Direction |
Output the material exactly, but drop every image it holds.
━━━━━━━━━━
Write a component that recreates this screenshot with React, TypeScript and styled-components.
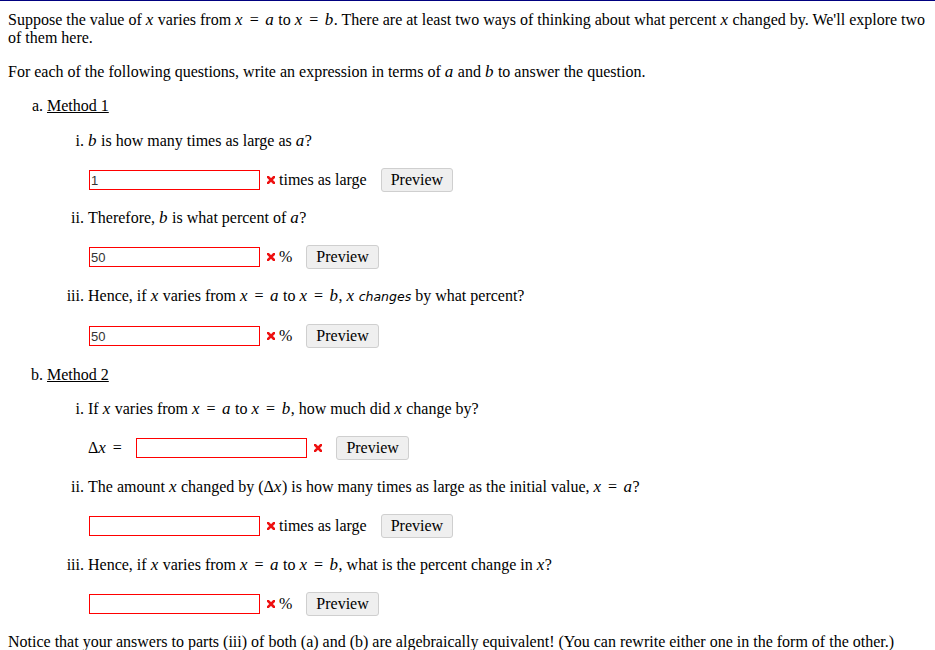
import React from 'react'
import styled, { createGlobalStyle } from 'styled-components'

const GlobalStyle = createGlobalStyle`
  html, body {
    margin: 0;
    padding: 0;
    background: #fff;
  }
  body {
    font-family: "Liberation Serif", "Times New Roman", serif;
    font-size: 16px;
    color: #000;
  }
`

const Page = styled.div`
  border-top: 1px solid #000080;
  padding: 10px 8px 0 8px;
  line-height: 18px;
`

const Para = styled.p<{ $gap?: number }>`
  margin: 0 0 ${(p) => (p.$gap ?? 16)}px 0;
`

const OuterList = styled.ol`
  list-style-type: lower-alpha;
  margin: 0;
  padding-left: 39px;
`

const InnerList = styled.ol`
  list-style-type: lower-roman;
  margin: 0;
  padding-left: 41px;
`

const Item = styled.li`
  margin: 0;
`

const Heading = styled.div<{ $gap: number }>`
  margin-bottom: ${(p) => p.$gap}px;
`

const MethodLink = styled.a`
  color: #000;
  text-decoration: underline;
  cursor: pointer;
`

const Question = styled.div`
  margin-bottom: 18px;
`

const AnswerRow = styled.div<{ $gap: number }>`
  display: flex;
  align-items: center;
  height: 24px;
  margin-bottom: ${(p) => p.$gap}px;
  padding-left: 1px;
`

const Mi = styled.span`
  font-style: italic;
  font-family: "Liberation Serif", "DejaVu Serif", serif;
  font-size: 17px;
  padding-right: 0.5px;
`

const Mo = styled.span`
  margin: 0 6.5px;
`

const Emph = styled.span`
  font-family: "DejaVu Sans", Verdana, sans-serif;
  font-style: oblique;
  font-size: 12.5px;
`

const Lead = styled.span`
  margin-right: 8px;
  margin-left: -1px;
`

const Field = styled.input`
  box-sizing: border-box;
  width: 171px;
  height: 20px;
  border: 1px solid #ff0000;
  padding: 0 1px;
  margin: 0;
  font-family: "Liberation Sans", Arial, sans-serif;
  font-size: 13px;
  color: #333;
  outline: none;
`

const Mark = styled.svg`
  margin-left: 7px;
  flex: none;
`

const Unit = styled.span`
  margin-left: 4px;
`

const PreviewButton = styled.button`
  margin-left: 14px;
  height: 24px;
  padding: 0 9px;
  border: 1px solid #cfcfcf;
  border-radius: 3px;
  background: #efefef;
  font-family: "Liberation Serif", "Times New Roman", serif;
  font-size: 16px;
  color: #000;
`

const Wrong = () => (
  <Mark width="8" height="8" viewBox="0 0 8 8">
    <path d="M1 1 L7 7 M7 1 L1 7" stroke="#ee1111" strokeWidth="2.6" strokeLinecap="square" />
  </Mark>
)

const X = () => <Mi>x</Mi>
const Eq = () => <Mo>=</Mo>

type RowProps = { value?: string; unit?: string; lead?: React.ReactNode; gap: number }

const Answer = ({ value, unit, lead, gap }: RowProps) => (
  <AnswerRow $gap={gap}>
    {lead && <Lead>{lead}</Lead>}
    <Field defaultValue={value ?? ''} />
    <Wrong />
    {unit && <Unit>{unit}</Unit>}
    <PreviewButton>Preview</PreviewButton>
  </AnswerRow>
)

const FromAtoB = () => (
  <>
    <X /> varies from <X />
    <Eq />
    <Mi>a</Mi> to <X />
    <Eq />
    <Mi>b</Mi>
  </>
)

export default function App() {
  return (
    <>
      <GlobalStyle />
      <Page>
        <Para>
          Suppose the value of <X /> varies from <X />
          <Eq />
          <Mi>a</Mi> to <X />
          <Eq />
          <Mi>b</Mi>. There are at least two ways of thinking about what percent <X /> changed by.
          We'll explore two of them here.
        </Para>
        <Para $gap={16}>
          For each of the following questions, write an expression in terms of <Mi>a</Mi> and{' '}
          <Mi>b</Mi> to answer the question.
        </Para>
        <OuterList>
          <Item>
            <Heading $gap={17}>
              <MethodLink>Method 1</MethodLink>
            </Heading>
            <InnerList>
              <Item>
                <Question>
                  <Mi>b</Mi> is how many times as large as <Mi>a</Mi>?
                </Question>
                <Answer value="1" unit="times as large" gap={17} />
              </Item>
              <Item>
                <Question>
                  Therefore, <Mi>b</Mi> is what percent of <Mi>a</Mi>?
                </Question>
                <Answer value="50" unit="%" gap={18} />
              </Item>
              <Item>
                <Question>
                  Hence, if <FromAtoB />, <X /> <Emph>changes</Emph> by what percent?
                </Question>
                <Answer value="50" unit="%" gap={18} />
              </Item>
            </InnerList>
          </Item>
          <Item>
            <Heading $gap={16}>
              <MethodLink>Method 2</MethodLink>
            </Heading>
            <InnerList>
              <Item>
                <Question>
                  If <FromAtoB />, how much did <X /> change by?
                </Question>
                <Answer
                  lead={
                    <>
                      Δ<X />
                      <Eq />
                    </>
                  }
                  gap={18}
                />
              </Item>
              <Item>
                <Question>
                  The amount <X /> changed by (Δ<X />) is how many times as large as the initial
                  value, <X />
                  <Eq />
                  <Mi>a</Mi>?
                </Question>
                <Answer unit="times as large" gap={18} />
              </Item>
              <Item>
                <Question>
                  Hence, if <FromAtoB />, what is the percent change in <X />?
                </Question>
                <Answer unit="%" gap={17} />
              </Item>
            </InnerList>
          </Item>
        </OuterList>
        <Para>
          Notice that your answers to parts (iii) of both (a) and (b) are algebraically equivalent!
          (You can rewrite either one in the form of the other.)
        </Para>
      </Page>
    </>
  )
}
━━━━━━━━━━
The solution |
Write a component that recreates this screenshot with React, TypeScript and styled-components.
import React from 'react'
import styled, { createGlobalStyle } from 'styled-components'

const GlobalStyle = createGlobalStyle`
  html, body {
    margin: 0;
    padding: 0;
    background: #fff;
  }
  body {
    font-family: "Liberation Serif", "Times New Roman", serif;
    font-size: 16px;
    color: #000;
  }
`

const Page = styled.div`
  border-top: 1px solid #000080;
  padding: 10px 8px 0 8px;
  line-height: 18px;
`

const Para = styled.p<{ $gap?: number }>`
  margin: 0 0 ${(p) => (p.$gap ?? 16)}px 0;
`

const OuterList = styled.ol`
  list-style-type: lower-alpha;
  margin: 0;
  padding-left: 39px;
`

const InnerList = styled.ol`
  list-style-type: lower-roman;
  margin: 0;
  padding-left: 41px;
`

const Item = styled.li`
  margin: 0;
`

const Heading = styled.div<{ $gap: number }>`
  margin-bottom: ${(p) => p.$gap}px;
`

const MethodLink = styled.a`
  color: #000;
  text-decoration: underline;
  cursor: pointer;
`

const Question = styled.div`
  margin-bottom: 18px;
`

const AnswerRow = styled.div<{ $gap: number }>`
  display: flex;
  align-items: center;
  height: 24px;
  margin-bottom: ${(p) => p.$gap}px;
  padding-left: 1px;
`

const Mi = styled.span`
  font-style: italic;
  font-family: "Liberation Serif", "DejaVu Serif", serif;
  font-size: 17px;
  padding-right: 0.5px;
`

const Mo = styled.span`
  margin: 0 6.5px;
`

const Emph = styled.span`
  font-family: "DejaVu Sans", Verdana, sans-serif;
  font-style: oblique;
  font-size: 12.5px;
`

const Lead = styled.span`
  margin-right: 8px;
  margin-left: -1px;
`

const Field = styled.input`
  box-sizing: border-box;
  width: 171px;
  height: 20px;
  border: 1px solid #ff0000;
  padding: 0 1px;
  margin: 0;
  font-family: "Liberation Sans", Arial, sans-serif;
  font-size: 13px;
  color: #333;
  outline: none;
`

const Mark = styled.svg`
  margin-left: 7px;
  flex: none;
`

const Unit = styled.span`
  margin-left: 4px;
`

const PreviewButton = styled.button`
  margin-left: 14px;
  height: 24px;
  padding: 0 9px;
  border: 1px solid #cfcfcf;
  border-radius: 3px;
  background: #efefef;
  font-family: "Liberation Serif", "Times New Roman", serif;
  font-size: 16px;
  color: #000;
`

const Wrong = () => (
  <Mark width="8" height="8" viewBox="0 0 8 8">
    <path d="M1 1 L7 7 M7 1 L1 7" stroke="#ee1111" strokeWidth="2.6" strokeLinecap="square" />
  </Mark>
)

const X = () => <Mi>x</Mi>
const Eq = () => <Mo>=</Mo>

type RowProps = { value?: string; unit?: string; lead?: React.ReactNode; gap: number }

const Answer = ({ value, unit, lead, gap }: RowProps) => (
  <AnswerRow $gap={gap}>
    {lead && <Lead>{lead}</Lead>}
    <Field defaultValue={value ?? ''} />
    <Wrong />
    {unit && <Unit>{unit}</Unit>}
    <PreviewButton>Preview</PreviewButton>
  </AnswerRow>
)

const FromAtoB = () => (
  <>
    <X /> varies from <X />
    <Eq />
    <Mi>a</Mi> to <X />
    <Eq />
    <Mi>b</Mi>
  </>
)

export default function App() {
  return (
    <>
      <GlobalStyle />
      <Page>
        <Para>
          Suppose the value of <X /> varies from <X />
          <Eq />
          <Mi>a</Mi> to <X />
          <Eq />
          <Mi>b</Mi>. There are at least two ways of thinking about what percent <X /> changed by.
          We'll explore two of them here.
        </Para>
        <Para $gap={16}>
          For each of the following questions, write an expression in terms of <Mi>a</Mi> and{' '}
          <Mi>b</Mi> to answer the question.
        </Para>
        <OuterList>
          <Item>
            <Heading $gap={17}>
              <MethodLink>Method 1</MethodLink>
            </Heading>
            <InnerList>
              <Item>
                <Question>
                  <Mi>b</Mi> is how many times as large as <Mi>a</Mi>?
                </Question>
                <Answer value="1" unit="times as large" gap={17} />
              </Item>
              <Item>
                <Question>
                  Therefore, <Mi>b</Mi> is what percent of <Mi>a</Mi>?
                </Question>
                <Answer value="50" unit="%" gap={18} />
              </Item>
              <Item>
                <Question>
                  Hence, if <FromAtoB />, <X /> <Emph>changes</Emph> by what percent?
                </Question>
                <Answer value="50" unit="%" gap={18} />
              </Item>
            </InnerList>
          </Item>
          <Item>
            <Heading $gap={16}>
              <MethodLink>Method 2</MethodLink>
            </Heading>
            <InnerList>
              <Item>
                <Question>
                  If <FromAtoB />, how much did <X /> change by?
                </Question>
                <Answer
                  lead={
                    <>
                      Δ<X />
                      <Eq />
                    </>
                  }
                  gap={18}
                />
              </Item>
              <Item>
                <Question>
                  The amount <X /> changed by (Δ<X />) is how many times as large as the initial
                  value, <X />
                  <Eq />
                  <Mi>a</Mi>?
                </Question>
                <Answer unit="times as large" gap={18} />
              </Item>
              <Item>
                <Question>
                  Hence, if <FromAtoB />, what is the percent change in <X />?
                </Question>
                <Answer unit="%" gap={17} />
              </Item>
            </InnerList>
          </Item>
        </OuterList>
        <Para>
          Notice that your answers to parts (iii) of both (a) and (b) are algebraically equivalent!
          (You can rewrite either one in the form of the other.)
        </Para>
      </Page>
    </>
  )
}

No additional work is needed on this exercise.